Scènes

Ray Charles en « comédie musicale » à l’Auditorium de Lyon

Musiciens, danseurs, chanteurs… la qualité des individualités qui composent la troupe ne parvient pas à donner de réelle consistance au dessein d’origine : faire toucher du doigt le génie complexe du chanteur disparu il y a trois ans.


Musiciens, danseurs, chanteurs… la qualité des individualités qui composent la troupe ne parvient pas à donner de réelle consistance au dessein d’origine : faire toucher du doigt le génie complexe du chanteur disparu il y a trois ans.

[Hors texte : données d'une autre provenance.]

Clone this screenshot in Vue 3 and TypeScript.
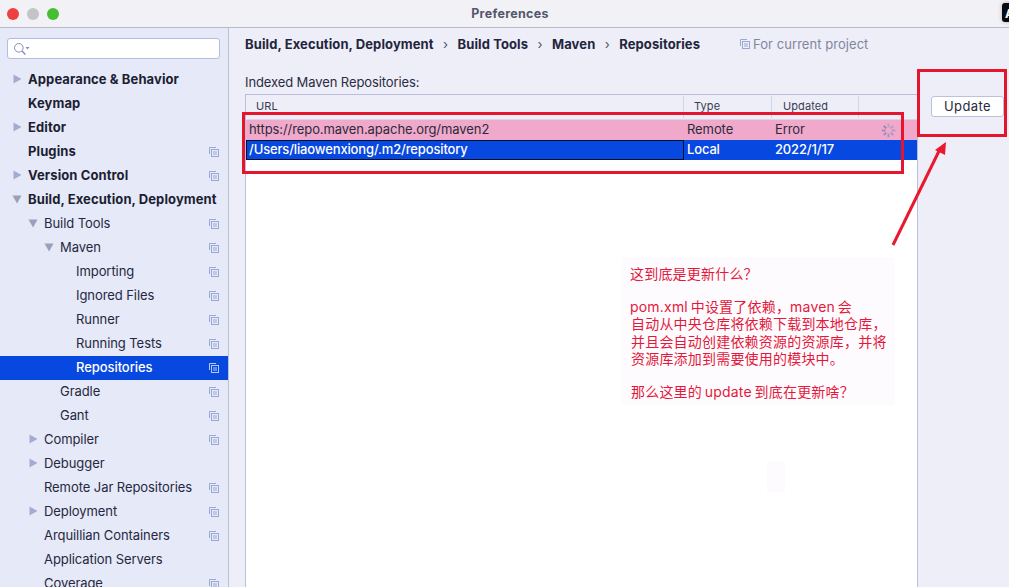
<script setup lang="ts">
interface TreeRow {
  label: string
  level: number
  bold?: boolean
  arrow?: 'right' | 'down'
  copy?: boolean
  active?: boolean
}

const rows: TreeRow[] = [
  { label: 'Appearance & Behavior', level: 0, bold: true, arrow: 'right' },
  { label: 'Keymap', level: 0, bold: true },
  { label: 'Editor', level: 0, bold: true, arrow: 'right' },
  { label: 'Plugins', level: 0, bold: true, copy: true },
  { label: 'Version Control', level: 0, bold: true, arrow: 'right', copy: true },
  { label: 'Build, Execution, Deployment', level: 0, bold: true, arrow: 'down' },
  { label: 'Build Tools', level: 1, arrow: 'down', copy: true },
  { label: 'Maven', level: 2, arrow: 'down', copy: true },
  { label: 'Importing', level: 3, copy: true },
  { label: 'Ignored Files', level: 3, copy: true },
  { label: 'Runner', level: 3, copy: true },
  { label: 'Running Tests', level: 3, copy: true },
  { label: 'Repositories', level: 3, copy: true, active: true },
  { label: 'Gradle', level: 2, copy: true },
  { label: 'Gant', level: 2, copy: true },
  { label: 'Compiler', level: 1, arrow: 'right', copy: true },
  { label: 'Debugger', level: 1, arrow: 'right' },
  { label: 'Remote Jar Repositories', level: 1, copy: true },
  { label: 'Deployment', level: 1, arrow: 'right', copy: true },
  { label: 'Arquillian Containers', level: 1, copy: true },
  { label: 'Application Servers', level: 1 },
  { label: 'Coverage', level: 1, copy: true },
]

const crumbs = ['Build, Execution, Deployment', 'Build Tools', 'Maven', 'Repositories']
const spokes = [0, 45, 90, 135, 180, 225, 270, 315]
const indent = (level: number) => `${28 + level * 16}px`
</script>

<template>
  <div class="window">
    <header class="titlebar">
      <div class="lights">
        <span class="light red"></span>
        <span class="light gray"></span>
        <span class="light green"></span>
      </div>
      <span class="title">Preferences</span>
      <span class="corner-mark">A</span>
    </header>

    <div class="body">
      <aside class="sidebar">
        <div class="search">
          <svg width="17" height="14" viewBox="0 0 17 14" fill="none">
            <circle cx="5.8" cy="5.8" r="4.3" stroke="#7f8fbf" stroke-width="1" />
            <path d="M9 9l3.4 3.6" stroke="#7f8fbf" stroke-width="1.4" />
            <path d="M12.5 5h4l-2 2.4z" fill="#7f8fbf" />
          </svg>
        </div>
        <ul class="tree">
          <li
            v-for="row in rows"
            :key="row.label"
            class="row"
            :class="{ bold: row.bold, active: row.active }"
            :style="{ paddingLeft: indent(row.level) }"
          >
            <svg
              v-if="row.arrow"
              class="arrow"
              :style="{ left: `${12 + row.level * 16}px` }"
              width="10"
              height="10"
              viewBox="0 0 10 10"
            >
              <path v-if="row.arrow === 'right'" d="M1.5 0.5L9.5 5L1.5 9.5z" fill="#a3acd0" />
              <path v-else d="M0.5 1.5H9.5L5 9.5z" fill="#9a9fbc" />
            </svg>
            <span class="label">{{ row.label }}</span>
            <svg v-if="row.copy" class="copy" width="10" height="10" viewBox="0 0 10 10" fill="none">
              <path d="M7 .5H.5V7" stroke="currentColor" />
              <rect x="2.5" y="2.5" width="7" height="7" stroke="currentColor" />
              <path d="M4 5h4M4 7h4" stroke="currentColor" />
            </svg>
          </li>
        </ul>
      </aside>

      <main class="content">
        <nav class="crumbs">
          <template v-for="(c, i) in crumbs" :key="c">
            <span v-if="i" class="sep">›</span>
            <span class="crumb">{{ c }}</span>
          </template>
          <span class="scope">
            <svg width="10" height="10" viewBox="0 0 10 10" fill="none">
              <path d="M7 .5H.5V7" stroke="#9aa8d0" />
              <rect x="2.5" y="2.5" width="7" height="7" stroke="#9aa8d0" />
              <path d="M4 5h4M4 7h4" stroke="#9aa8d0" />
            </svg>
            For current project
          </span>
        </nav>

        <div class="panel-label">Indexed Maven Repositories:</div>
        <div class="panel">
          <section class="table">
            <div class="thead">
              <span class="th url">URL</span>
              <span class="th type">Type</span>
              <span class="th upd">Updated</span>
              <span class="th end"></span>
            </div>
            <div class="tr error">
              <span class="td url">https://repo.maven.apache.org/maven2</span>
              <span class="td type">Remote</span>
              <span class="td upd">Error</span>
              <span class="td end">
                <svg width="15" height="15" viewBox="0 0 15 15">
                  <line
                    v-for="(s, i) in spokes"
                    :key="s"
                    x1="7.5"
                    y1="0.8"
                    x2="7.5"
                    y2="4.4"
                    stroke="#8089bf"
                    stroke-width="1.8"
                    :opacity="0.4 + i * 0.08"
                    :transform="`rotate(${s} 7.5 7.5)`"
                  />
                </svg>
              </span>
            </div>
            <div class="tr selected">
              <span class="td url focus">/Users/liaowenxiong/.m2/repository</span>
              <span class="td type">Local</span>
              <span class="td upd">2022/1/17</span>
              <span class="td end"></span>
            </div>
          </section>
          <div class="actions">
            <button class="btn" type="button">Update</button>
          </div>
        </div>
      </main>
    </div>

    <div class="mark mark-rows"></div>
    <div class="mark mark-btn"></div>
    <svg class="pointer" width="70" height="115" viewBox="0 0 70 115">
      <path d="M3 111L50 15" stroke="#e8182f" stroke-width="3" fill="none" />
      <path d="M56 8L45 16L55 21z" fill="#e8182f" />
    </svg>
    <div class="note">
      <p class="n1">这到底是更新什么？</p>
      <p class="n2">pom.xml&#8201;中设置了依赖，maven&#8201;会</p>
      <p class="n3">自动从中央仓库将依赖下载到本地仓库，</p>
      <p class="n3">并且会自动创建依赖资源的资源库，并将</p>
      <p class="n3">资源库添加到需要使用的模块中。</p>
      <p class="n4">那么这里的&#8201;update&#8201;到底在更新啥？</p>
    </div>
    <div class="ghost"></div>
  </div>
</template>

<style>
html, body { margin: 0; overflow: hidden; }
</style>

<style scoped>
.window {
  position: relative;
  width: 1009px;
  height: 587px;
  overflow: hidden;
  display: flex;
  flex-direction: column;
  font-family: Inter, "Noto Sans CJK SC", sans-serif;
  font-size: 13px;
  color: #20223a;
  background: #eeeef8;
}
.titlebar {
  height: 28px;
  flex: none;
  box-sizing: border-box;
  border-bottom: 1px solid #b6bacb;
  background: #f2f2f6;
  display: flex;
  align-items: center;
  justify-content: center;
  padding-left: 11px;
  position: relative;
}
.lights { position: absolute; left: 7px; top: 8px; display: flex; gap: 8px; }
.light { width: 12px; height: 12px; border-radius: 50%; }
.red { background: #ee4040; }
.gray { background: #c2c5c6; }
.green { background: #46bd32; }
.title { font-weight: 700; font-size: 12.5px; color: #54576b; letter-spacing: .3px; }
.corner-mark {
  position: absolute; left: 1002px; top: 3px; width: 12px; height: 19px;
  box-sizing: border-box; padding-left: 3px;
  border-radius: 3px; background: #0a0a0e; box-shadow: 0 0 4px rgba(60, 60, 80, .35);
  color: #fff; font-size: 12px; font-weight: 700; line-height: 21px;
}
.body { flex: 1; display: flex; min-height: 0; }
.sidebar {
  width: 229px;
  flex: none;
  box-sizing: border-box;
  border-right: 1px solid #b9c0de;
  background: #e6e9f7;
  padding-top: 10px;
}
.search {
  box-sizing: border-box;
  width: 213px;
  height: 21px;
  margin-left: 7px;
  margin-bottom: 9px;
  padding: 3px 0 0 5px;
  background: #fff;
  border: 1px solid #b4bce0;
  border-radius: 3px;
}
.search svg { display: block; }
.tree { list-style: none; margin: 0; padding: 0; }
.row {
  position: relative;
  height: 24px;
  line-height: 22px;
  white-space: nowrap;
  letter-spacing: -.07px;
  color: #252840;
}
.row.bold { font-weight: 700; letter-spacing: .1px; color: #1c1e33; }
.row.active { background: #0748e0; color: #fff; font-weight: 500; }
.arrow { position: absolute; top: 6px; }
.copy { position: absolute; left: 209px; top: 7px; color: #9aa8d4; }
.row.active .copy { color: #b9c9f2; }
.content { flex: 1; min-width: 0; padding: 0 5px 0 16px; display: flex; flex-direction: column; }
.crumbs {
  height: 32px;
  display: flex;
  align-items: center;
  font-weight: 700;
  letter-spacing: .1px;
  color: #23253c;
}
.crumb { white-space: nowrap; }
.sep { margin: 0 9.4px; font-weight: 400; color: #50536a; }
.scope {
  margin-left: 40px;
  display: flex;
  align-items: center;
  gap: 3px;
  font-weight: 400;
  color: #81859f;
  letter-spacing: .05px;
}
.panel-label { margin-top: 14px; height: 20px; line-height: 16px; letter-spacing: -.1px; color: #2a2c42; }
.panel { flex: 1; display: flex; min-height: 0; }
.table {
  width: 673px;
  flex: none;
  box-sizing: border-box;
  border: 1px solid #b9bedb;
  border-bottom: 0;
  background: #fff;
}
.thead {
  height: 24px;
  display: flex;
  background: #eeeef8;
  border-bottom: 1px solid #d6d8ea;
  font-size: 11px;
  letter-spacing: .1px;
  color: #3a3c52;
}
.th { box-sizing: border-box; height: 22px; line-height: 20px; border-right: 1px solid #d3d6e8; margin-top: 1px; }
.tr { height: 20px; display: flex; line-height: 19px; letter-spacing: -.08px; white-space: nowrap; }
.url { width: 438px; flex: none; box-sizing: border-box; padding-left: 3px; }
.th.url { padding-left: 10px; }
.type { width: 88px; flex: none; box-sizing: border-box; padding-left: 3px; }
.th.type { padding-left: 10px; }
.upd { width: 87px; flex: none; box-sizing: border-box; padding-left: 3px; }
.th.upd { padding-left: 11px; }
.end { flex: 1; }
.th.end { border-right: 0; }
.td.end { display: flex; align-items: center; justify-content: flex-end; padding-right: 21px; }
.error { background: #f0a9ca; color: #2c2b3c; }
.selected { background: #0748e0; color: #fff; font-weight: 500; letter-spacing: -.15px; }
.focus { outline: 1px solid #05102e; outline-offset: -1px; }
.actions { flex: 1; padding: 2px 0 0 13px; }
.btn {
  box-sizing: border-box;
  width: 73px;
  height: 21px;
  padding: 0 0 1px;
  font: inherit;
  letter-spacing: .4px;
  color: #26283c;
  background: #fff;
  border: 1px solid #bcc1dc;
  border-radius: 3px;
}
.mark { position: absolute; box-sizing: border-box; border: 3px solid #e4152d; }
.mark-rows { left: 242px; top: 112px; width: 662px; height: 62px; }
.mark-btn { left: 917px; top: 69px; width: 90px; height: 68px; }
.pointer { position: absolute; left: 890px; top: 134px; }
.note {
  position: absolute;
  left: 622px;
  top: 257px;
  width: 273px;
  height: 148px;
  background: #fefbfe;
  color: #e4183a;
  font-size: 14px;
  letter-spacing: .2px;
  line-height: 17.6px;
  white-space: nowrap;
}
.note p { margin: 0; }
.n1 { position: absolute; left: 8px; top: 8px; }
.n2 { position: absolute; left: 8px; top: 41px; }
.n3 { margin-left: 9px !important; }
.n3:nth-child(3) { margin-top: 58px !important; }
.n4 { position: absolute; left: 9px; top: 126px; }
.ghost { position: absolute; left: 767px; top: 462px; width: 18px; height: 30px; background: #fefbfe; }
</style>
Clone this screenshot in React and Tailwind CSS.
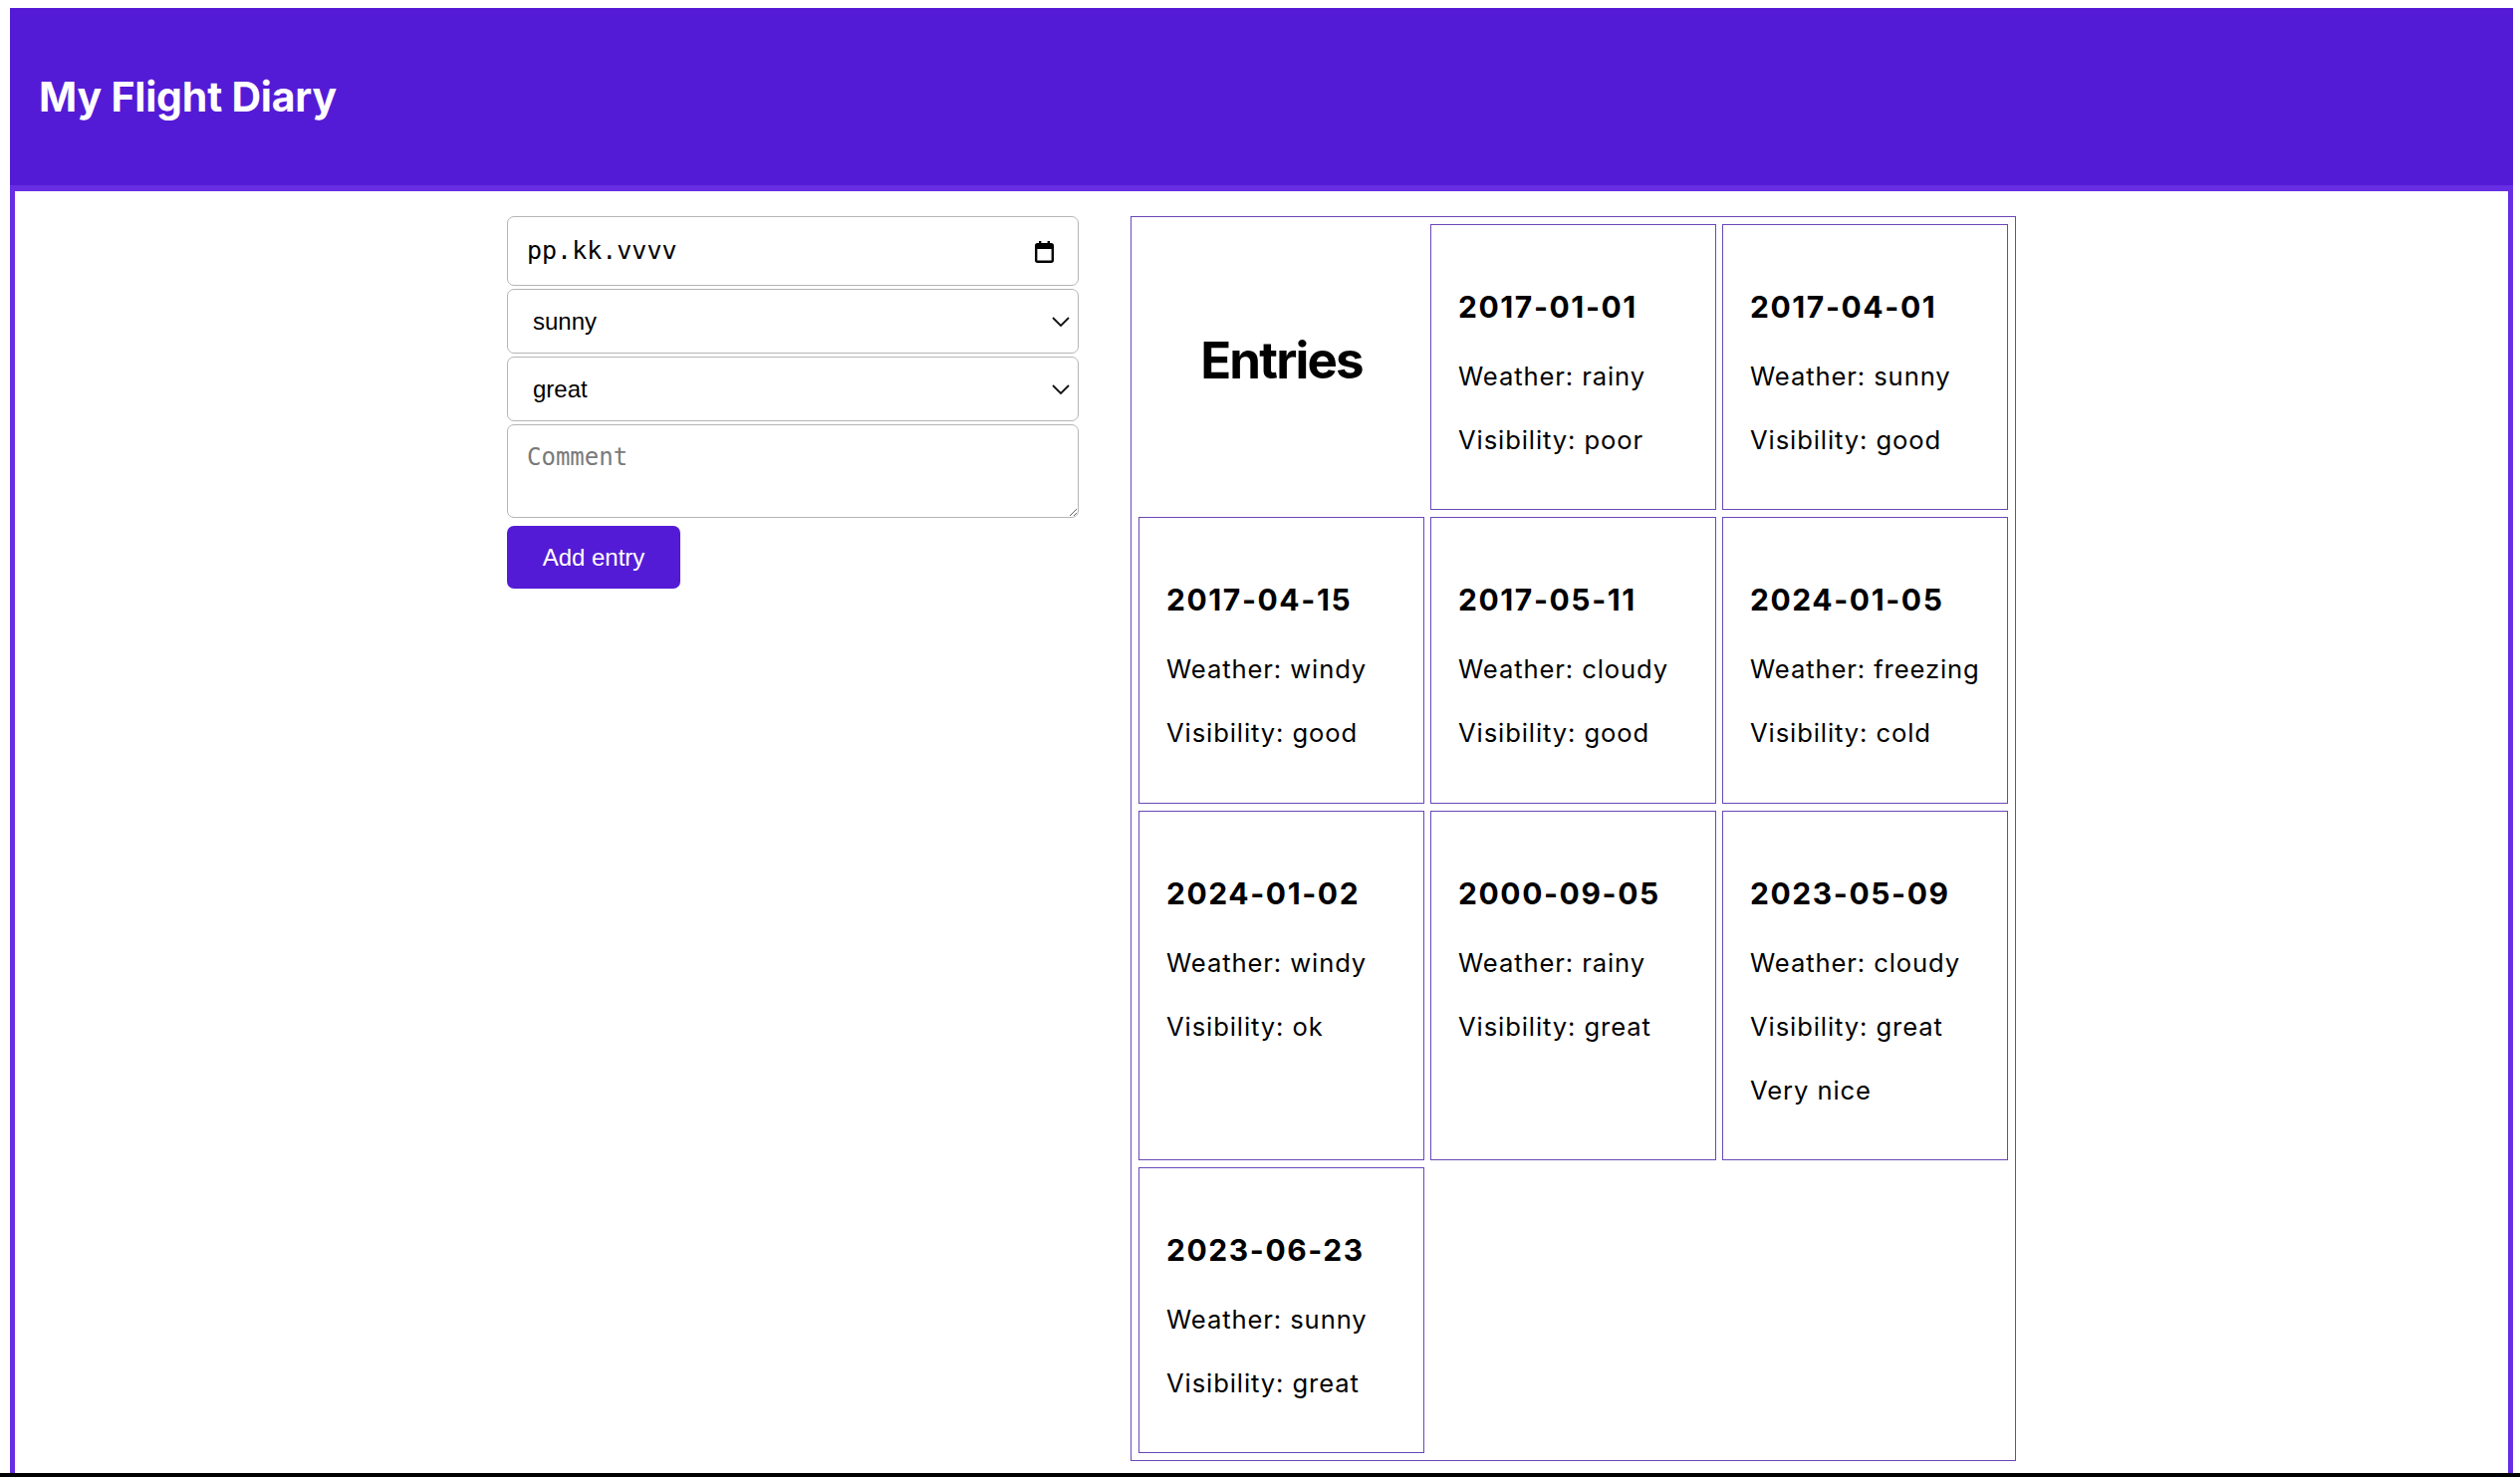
import { useState } from "react";

const entries = [
  { date: "2017-01-01", weather: "rainy", visibility: "poor" },
  { date: "2017-04-01", weather: "sunny", visibility: "good" },
  { date: "2017-04-15", weather: "windy", visibility: "good" },
  { date: "2017-05-11", weather: "cloudy", visibility: "good" },
  { date: "2024-01-05", weather: "freezing", visibility: "cold" },
  { date: "2024-01-02", weather: "windy", visibility: "ok" },
  { date: "2000-09-05", weather: "rainy", visibility: "great" },
  { date: "2023-05-09", weather: "cloudy", visibility: "great", comment: "Very nice" },
  { date: "2023-06-23", weather: "sunny", visibility: "great" },
];

const Chevron = () => (
  <svg width="18" height="10" viewBox="0 0 18 10" className="pointer-events-none shrink-0">
    <path d="M1 1l8 8 8-8" fill="none" stroke="#111" strokeWidth="1.8" />
  </svg>
);

function SelectBox({ value, options, onChange }) {
  return (
    <div className="flex items-center h-[65px] border border-[#b5b5b5] rounded-[7px] bg-white pr-[8px]">
      <select
        value={value}
        onChange={(e) => onChange(e.target.value)}
        className="appearance-none flex-1 h-full bg-transparent pl-[25px] text-[24px] text-black outline-none"
        style={{ fontFamily: "'Liberation Sans', Arial, sans-serif" }}
      >
        {options.map((o) => (
          <option key={o}>{o}</option>
        ))}
      </select>
      <Chevron />
    </div>
  );
}

function EntryCard({ entry }) {
  return (
    <div className="border border-[#6a48b8] pt-[28px] pb-[25px] px-[27px]">
      <h3 className="mt-[32px] mb-[28px] text-[30px] leading-[45px] font-bold tracking-[1.6px]">{entry.date}</h3>
      <div className="flex flex-col gap-[25.6px] text-[25.6px] leading-[1.5] tracking-[0.9px]">
        <p>Weather: {entry.weather}</p>
        <p>Visibility: {entry.visibility}</p>
        {entry.comment && <p>{entry.comment}</p>}
      </div>
      <div className="h-[25px]" />
    </div>
  );
}

export default function App() {
  const [weather, setWeather] = useState("sunny");
  const [visibility, setVisibility] = useState("great");

  return (
    <div
      className="h-[1483px] flex flex-col bg-white overflow-hidden text-black"
      style={{ fontFamily: "Inter, 'Noto Sans', sans-serif" }}
    >
      <div className="h-[8px] shrink-0" />
      <div className="flex-1 flex flex-col ml-[10px] w-[2513px]">
        {/* Header */}
        <header className="h-[178px] shrink-0 bg-[#541bd6] flex items-center pl-[29px]">
          <h1 className="text-[41px] font-bold text-white tracking-[-0.2px] pt-[2px]">My Flight Diary</h1>
        </header>

        {/* Content */}
        <main className="flex-1 border-x-[5px] border-t-[6px] border-[#672ee3] flex justify-center gap-[52px] pt-[25px]">
          {/* Form */}
          <form className="w-[574px] flex flex-col gap-[3px]" onSubmit={(e) => e.preventDefault()}>
            <div className="flex items-center justify-between h-[70px] border border-[#b5b5b5] rounded-[7px] pl-[19px] pr-[24px]">
              <span
                className="text-[25px] text-black"
                style={{ fontFamily: "'DejaVu Sans Mono', monospace" }}
              >
                pp.kk.vvvv
              </span>
              <svg width="19" height="23" viewBox="0 0 19 23">
                <rect x="1.2" y="4.2" width="16.6" height="17.6" rx="1.5" fill="none" stroke="#000" strokeWidth="2.4" />
                <rect x="1" y="4" width="17" height="5" fill="#000" />
                <rect x="4" y="1" width="2.4" height="4" fill="#000" />
                <rect x="12.6" y="1" width="2.4" height="4" fill="#000" />
              </svg>
            </div>
            <SelectBox value={weather} options={["sunny", "rainy", "cloudy", "stormy", "windy"]} onChange={setWeather} />
            <SelectBox value={visibility} options={["great", "good", "ok", "poor"]} onChange={setVisibility} />
            <textarea
              placeholder="Comment"
              className="h-[94px] border border-[#b5b5b5] rounded-[7px] px-[19px] py-[14px] text-[24px] placeholder:text-[#7a7a7a] outline-none"
              style={{ fontFamily: "'DejaVu Sans Mono', monospace" }}
            />
            <button
              type="submit"
              className="mt-[5px] w-[174px] h-[63px] rounded-[7px] bg-[#541bd6] text-white text-[24px]"
              style={{ fontFamily: "'Liberation Sans', Arial, sans-serif" }}
            >
              Add entry
            </button>
          </form>

          {/* Entries */}
          <section className="w-[889px] self-start border border-[#6a48b8] p-[7px] grid grid-cols-3 gap-x-[6px] gap-y-[7px]">
            <div className="flex items-center justify-center pb-[13px]">
              <h1 className="text-[51px] font-bold tracking-[-1.8px]">Entries</h1>
            </div>
            {entries.map((entry) => (
              <EntryCard key={entry.date} entry={entry} />
            ))}
          </section>
        </main>
      </div>
      <div className="h-[4px] shrink-0 bg-black" />
    </div>
  );
}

Évoquer Ray Charles le temps d’une comédie musicale ? Belle idée. L’artiste est mort récemment (en 2004) et laisse un vide considérable pour de multiples raisons : sa personnalité, un succès planétaire, des thèmes qui ont marqué leur époque, une musique qui transgresse ô combien les frontières ou les ornières musicales et surtout, surtout, une voix rare, qu’aucun adjectif ne sait à vrai dire cerner précisément.

C’est pourquoi cette comédie musicale arrive escortée d’un a priori d’autant plus réel qu’elle nous vient de Londres, où elle a connu, nous dit-on, un « triomphe ».

En fait, ladite comédie est contenue en deux parties rapides, menées tambour battant en un peu plus de deux heures : un orchestre au fond, dix danseurs/euses au milieu et six chanteurs/euses devant. Plus qu’une comédie musicale, il s’agit d’un show où les ballets s’emboîtent les uns dans les autres, comme autant d’illustrations légendées des grands thèmes de Ray Charles.

Individuellement, rien à redire sur les éléments qui composent ce qui ressemble plus à une tournée qu’à un spectacle original. Les six chanteurs ont du métier, des voix superbes, rompues au gospel comme aux thèmes du grand aveugle, et parviennent à peu près à tirer leur épingle du jeu. Idem pour les danseurs : individuellement ils sont irréprochables, connaissent leurs pas au millimètre et ne se départissent jamais d’un enthousiasme souriant et communicatif. Quant aux musiciens, ils se sortent avec les honneurs du petit marathon qui leur est imposé.

L’ennui vient d’ailleurs : d’un show où les plans se succèdent sans grand renouvellement. Qui n’évoquent que peu la montée en puissance du chanteur, la révélation qu’il constitua à la fin des années 50 pour mille publics d’Europe et des quatre coins des Etats-Unis, et les tourments qui furent son quotidien. Bref, ce qui fut la patiente élaboration du phénomène Ray Charles.
On est un peu dans le passe-partout et la portion congrue. Le décor est réduit au minimum : une dizaine de tentures verticales représentant des touches de piano, une estrade où l’orchestre est planté façon kiosque à musique, et un praticable précédé de quelques marches, censé reprendre les dispositions des grandes revues de music-hall. L’orchestre, s’il assure d’un bout à l’autre, est loin de la grande formation qu’on aimerait entendre. Les musiciens sont neuf, à peine, quatre à la rythmique et cinq cuivres, bien servis par une belle sono qui triple ou quadruple leur présence. C’est peu pour évoquer sur scène et non plus en film la vie du chanteur, même si le show est conçu et dirigé par le boulimique et tout terraint Gary Lloyd. Enfin, les danseurs -de sacrés athlètes- ne parviennent pas à s’extraire d’un traitement assez mécanique et forcé qui amène toujours leurs ballets aux limites de l’épreuve de force.

Les grands thèmes se succèdent et c’est ce qui importe : de « I Got a Woman » à « What’I Say » en passant par les « Georgia » et autres « Unchain my Heart ». Quelques excursions (les Beatles etc.), et c’est déjà le rappel, puis la fin sur fond de quelques solos de cuivres.

Le public, néanmoins ravi par le spectacle, reprend les grands refrains, se lève, poli, quand on l’en prie, et en redemande. C’est l’essentiel.